Transcribe the listing in full, excluding any pictures.
:: GIVEN DATA ::
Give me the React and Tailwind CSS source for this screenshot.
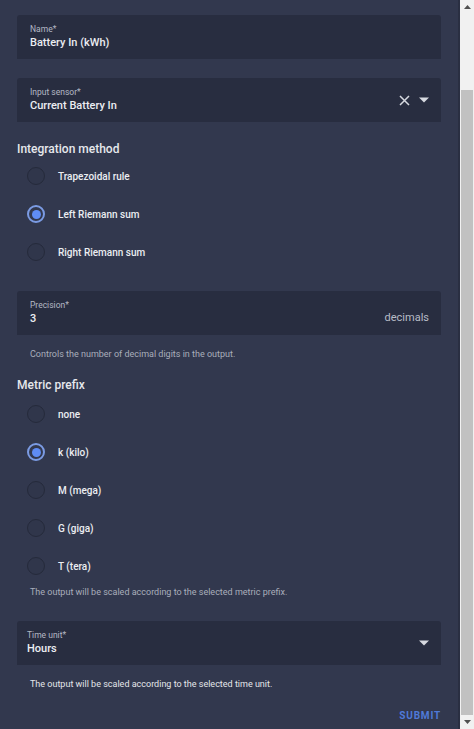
import React from 'react';

const Field = ({ label, value, right, labelX = 'pl-[13px]' }) => (
    <div className={`flex items-center h-[44px] bg-[#282d40] rounded-t-[3px] ${labelX} pr-[12px]`}>
        <div className="flex flex-col flex-1 min-w-0">
            <span className="text-[8.5px] leading-[11px] text-[#b4b8c4]">{label}</span>
            <span className="text-[11px] leading-[16px] font-medium text-[#eceef2]">{value}</span>
        </div>
        {right}
    </div>
);

const Arrow = () => (
    <svg width="10" height="6" viewBox="0 0 10 5" className="text-[#d6d9e0]">
        <path d="M0 0 L10 0 L5 5 Z" fill="currentColor" />
    </svg>
);

const Radio = ({ label, checked }) => (
    <div className="flex items-center h-[38px] pl-[10px]">
        {checked ? (
            <span className="flex items-center justify-center w-[18px] h-[18px] rounded-full border-2 border-[#7b9be3]">
                <span className="w-[9px] h-[9px] rounded-full bg-[#5f8cf5]" />
            </span>
        ) : (
            <span className="w-[18px] h-[18px] rounded-full border border-[#252a3b] bg-[#30364b]" />
        )}
        <span className="ml-[13px] text-[10px] font-medium text-[#eceef2]">{label}</span>
    </div>
);

const Helper = ({ children, light }) => (
    <p className={`px-[13px] text-[9px] leading-[13px] ${light ? 'text-[#e4e6ea]' : 'text-[#a9aebb]'}`}>{children}</p>
);

export default function App() {
    return (
        <div className="flex w-[474px] h-[729px] overflow-hidden bg-[#32384e] font-['Roboto',sans-serif]">
            <div className="flex flex-col flex-1 px-[17px] pt-[15px] border-r-2 border-[#2a2f42]">
                <Field label="Name*" value="Battery In (kWh)" />
                <div className="h-[19px] shrink-0" />
                <Field
                    label="Input sensor*"
                    value="Current Battery In"
                    right={
                        <div className="flex items-center gap-[9px]">
                            <svg width="11" height="11" viewBox="0 0 11 11">
                                <path d="M1 1 L10 10 M10 1 L1 10" stroke="#d6d9e0" strokeWidth="1.5" />
                            </svg>
                            <Arrow />
                        </div>
                    }
                />
                <h2 className="mt-[20px] text-[12px] leading-[15px] font-medium text-[#e6e8ec]">Integration method</h2>
                <div>
                    <Radio label="Trapezoidal rule" />
                    <Radio label="Left Riemann sum" checked />
                    <Radio label="Right Riemann sum" />
                </div>
                <div className="mt-[20px]">
                    <Field
                        label="Precision*"
                        value="3"
                        right={<span className="text-[11px] text-[#b8bcc7] mt-[10px]">decimals</span>}
                    />
                </div>
                <div className="mt-[13px]">
                    <Helper>Controls the number of decimal digits in the output.</Helper>
                </div>
                <h2 className="mt-[17px] text-[12px] leading-[15px] font-medium text-[#e6e8ec]">Metric prefix</h2>
                <div className="mt-[2px]">
                    <Radio label="none" />
                    <Radio label="k (kilo)" checked />
                    <Radio label="M (mega)" />
                    <Radio label="G (giga)" />
                    <Radio label="T (tera)" />
                </div>
                <div className="mt-[1px]">
                    <Helper>The output will be scaled according to the selected metric prefix.</Helper>
                </div>
                <div className="mt-[22px]">
                    <Field label="Time unit*" value="Hours" labelX="pl-[10px]" right={<Arrow />} />
                </div>
                <div className="mt-[13px]">
                    <Helper light>The output will be scaled according to the selected time unit.</Helper>
                </div>
                <div className="flex justify-end mt-[17px]">
                    <button className="text-[10px] leading-[15px] font-bold tracking-[0.08em] text-[#4f7ad8]">SUBMIT</button>
                </div>
            </div>
            <div className="flex flex-col w-[14px] bg-[#f1f1f1]">
                <div className="flex justify-center h-[14px] items-center">
                    <svg width="7" height="4" viewBox="0 0 7 4"><path d="M0 4 L7 4 L3.5 0 Z" fill="#505050" /></svg>
                </div>
                <div className="h-[76px]" />
                <div className="flex-1 mx-[1px] bg-[#c1c1c1]" />
                <div className="flex justify-center h-[14px] items-center">
                    <svg width="7" height="4" viewBox="0 0 7 4"><path d="M0 0 L7 0 L3.5 4 Z" fill="#505050" /></svg>
                </div>
            </div>
        </div>
    );
}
:::
§ TASK OUTPUT:
Give me the React and Tailwind CSS source for this screenshot.
import React from 'react';

const Field = ({ label, value, right, labelX = 'pl-[13px]' }) => (
    <div className={`flex items-center h-[44px] bg-[#282d40] rounded-t-[3px] ${labelX} pr-[12px]`}>
        <div className="flex flex-col flex-1 min-w-0">
            <span className="text-[8.5px] leading-[11px] text-[#b4b8c4]">{label}</span>
            <span className="text-[11px] leading-[16px] font-medium text-[#eceef2]">{value}</span>
        </div>
        {right}
    </div>
);

const Arrow = () => (
    <svg width="10" height="6" viewBox="0 0 10 5" className="text-[#d6d9e0]">
        <path d="M0 0 L10 0 L5 5 Z" fill="currentColor" />
    </svg>
);

const Radio = ({ label, checked }) => (
    <div className="flex items-center h-[38px] pl-[10px]">
        {checked ? (
            <span className="flex items-center justify-center w-[18px] h-[18px] rounded-full border-2 border-[#7b9be3]">
                <span className="w-[9px] h-[9px] rounded-full bg-[#5f8cf5]" />
            </span>
        ) : (
            <span className="w-[18px] h-[18px] rounded-full border border-[#252a3b] bg-[#30364b]" />
        )}
        <span className="ml-[13px] text-[10px] font-medium text-[#eceef2]">{label}</span>
    </div>
);

const Helper = ({ children, light }) => (
    <p className={`px-[13px] text-[9px] leading-[13px] ${light ? 'text-[#e4e6ea]' : 'text-[#a9aebb]'}`}>{children}</p>
);

export default function App() {
    return (
        <div className="flex w-[474px] h-[729px] overflow-hidden bg-[#32384e] font-['Roboto',sans-serif]">
            <div className="flex flex-col flex-1 px-[17px] pt-[15px] border-r-2 border-[#2a2f42]">
                <Field label="Name*" value="Battery In (kWh)" />
                <div className="h-[19px] shrink-0" />
                <Field
                    label="Input sensor*"
                    value="Current Battery In"
                    right={
                        <div className="flex items-center gap-[9px]">
                            <svg width="11" height="11" viewBox="0 0 11 11">
                                <path d="M1 1 L10 10 M10 1 L1 10" stroke="#d6d9e0" strokeWidth="1.5" />
                            </svg>
                            <Arrow />
                        </div>
                    }
                />
                <h2 className="mt-[20px] text-[12px] leading-[15px] font-medium text-[#e6e8ec]">Integration method</h2>
                <div>
                    <Radio label="Trapezoidal rule" />
                    <Radio label="Left Riemann sum" checked />
                    <Radio label="Right Riemann sum" />
                </div>
                <div className="mt-[20px]">
                    <Field
                        label="Precision*"
                        value="3"
                        right={<span className="text-[11px] text-[#b8bcc7] mt-[10px]">decimals</span>}
                    />
                </div>
                <div className="mt-[13px]">
                    <Helper>Controls the number of decimal digits in the output.</Helper>
                </div>
                <h2 className="mt-[17px] text-[12px] leading-[15px] font-medium text-[#e6e8ec]">Metric prefix</h2>
                <div className="mt-[2px]">
                    <Radio label="none" />
                    <Radio label="k (kilo)" checked />
                    <Radio label="M (mega)" />
                    <Radio label="G (giga)" />
                    <Radio label="T (tera)" />
                </div>
                <div className="mt-[1px]">
                    <Helper>The output will be scaled according to the selected metric prefix.</Helper>
                </div>
                <div className="mt-[22px]">
                    <Field label="Time unit*" value="Hours" labelX="pl-[10px]" right={<Arrow />} />
                </div>
                <div className="mt-[13px]">
                    <Helper light>The output will be scaled according to the selected time unit.</Helper>
                </div>
                <div className="flex justify-end mt-[17px]">
                    <button className="text-[10px] leading-[15px] font-bold tracking-[0.08em] text-[#4f7ad8]">SUBMIT</button>
                </div>
            </div>
            <div className="flex flex-col w-[14px] bg-[#f1f1f1]">
                <div className="flex justify-center h-[14px] items-center">
                    <svg width="7" height="4" viewBox="0 0 7 4"><path d="M0 4 L7 4 L3.5 0 Z" fill="#505050" /></svg>
                </div>
                <div className="h-[76px]" />
                <div className="flex-1 mx-[1px] bg-[#c1c1c1]" />
                <div className="flex justify-center h-[14px] items-center">
                    <svg width="7" height="4" viewBox="0 0 7 4"><path d="M0 0 L7 0 L3.5 4 Z" fill="#505050" /></svg>
                </div>
            </div>
        </div>
    );
}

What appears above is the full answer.